STATED EXERCISE ::
Provide only the number of lines where "with" occurs.

INPUT ::
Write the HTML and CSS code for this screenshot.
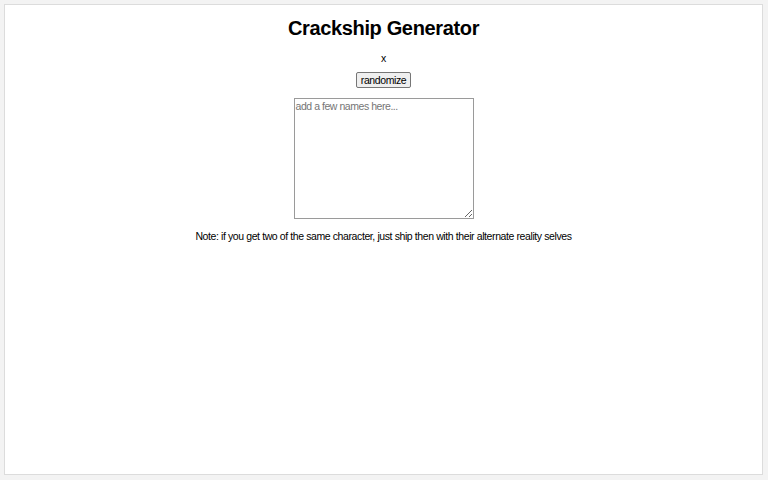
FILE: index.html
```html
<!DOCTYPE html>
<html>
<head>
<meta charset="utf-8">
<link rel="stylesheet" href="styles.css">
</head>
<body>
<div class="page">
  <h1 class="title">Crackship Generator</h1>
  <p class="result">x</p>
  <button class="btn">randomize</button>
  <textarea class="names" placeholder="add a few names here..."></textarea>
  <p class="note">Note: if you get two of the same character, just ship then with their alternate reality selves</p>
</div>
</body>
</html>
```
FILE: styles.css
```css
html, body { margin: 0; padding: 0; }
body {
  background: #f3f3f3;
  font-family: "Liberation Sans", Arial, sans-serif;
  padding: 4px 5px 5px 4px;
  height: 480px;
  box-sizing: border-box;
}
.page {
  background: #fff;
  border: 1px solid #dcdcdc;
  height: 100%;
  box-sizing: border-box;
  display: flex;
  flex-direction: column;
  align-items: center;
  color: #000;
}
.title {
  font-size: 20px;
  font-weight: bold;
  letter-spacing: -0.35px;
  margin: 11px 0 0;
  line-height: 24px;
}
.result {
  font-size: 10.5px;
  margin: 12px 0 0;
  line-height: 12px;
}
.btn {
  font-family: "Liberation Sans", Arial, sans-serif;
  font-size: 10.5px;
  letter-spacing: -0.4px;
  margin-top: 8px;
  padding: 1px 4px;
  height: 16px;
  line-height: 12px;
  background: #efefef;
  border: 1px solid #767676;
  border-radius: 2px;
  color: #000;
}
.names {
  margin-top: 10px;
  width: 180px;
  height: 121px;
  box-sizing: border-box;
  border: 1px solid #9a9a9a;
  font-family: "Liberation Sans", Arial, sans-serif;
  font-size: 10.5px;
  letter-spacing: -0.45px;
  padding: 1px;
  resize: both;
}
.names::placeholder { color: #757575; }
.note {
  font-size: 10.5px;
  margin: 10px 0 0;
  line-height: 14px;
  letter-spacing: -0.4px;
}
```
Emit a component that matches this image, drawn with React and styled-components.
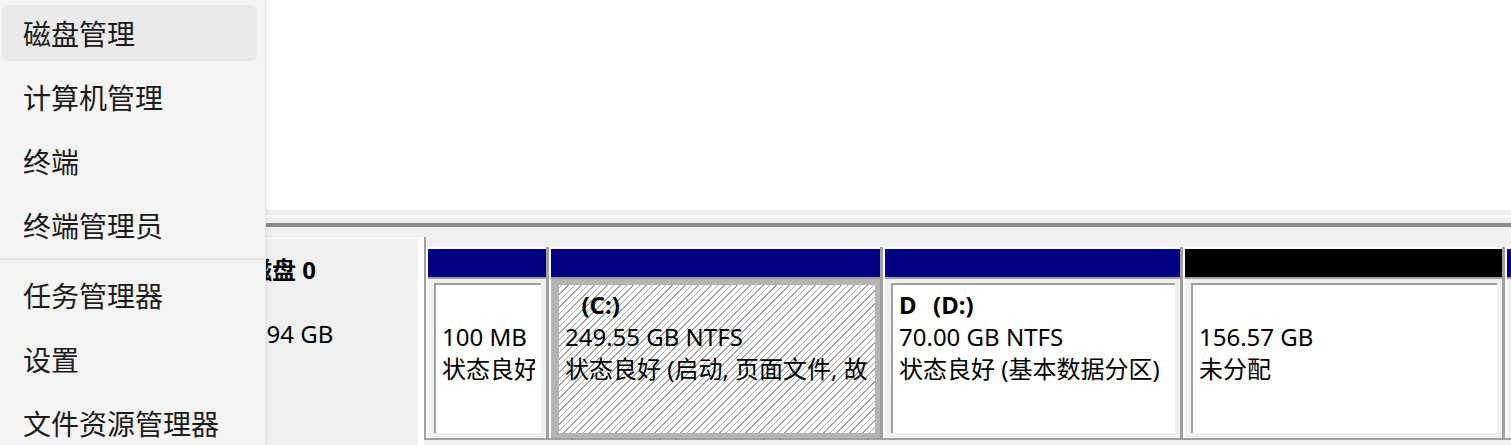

TASK SOLUTION ::
2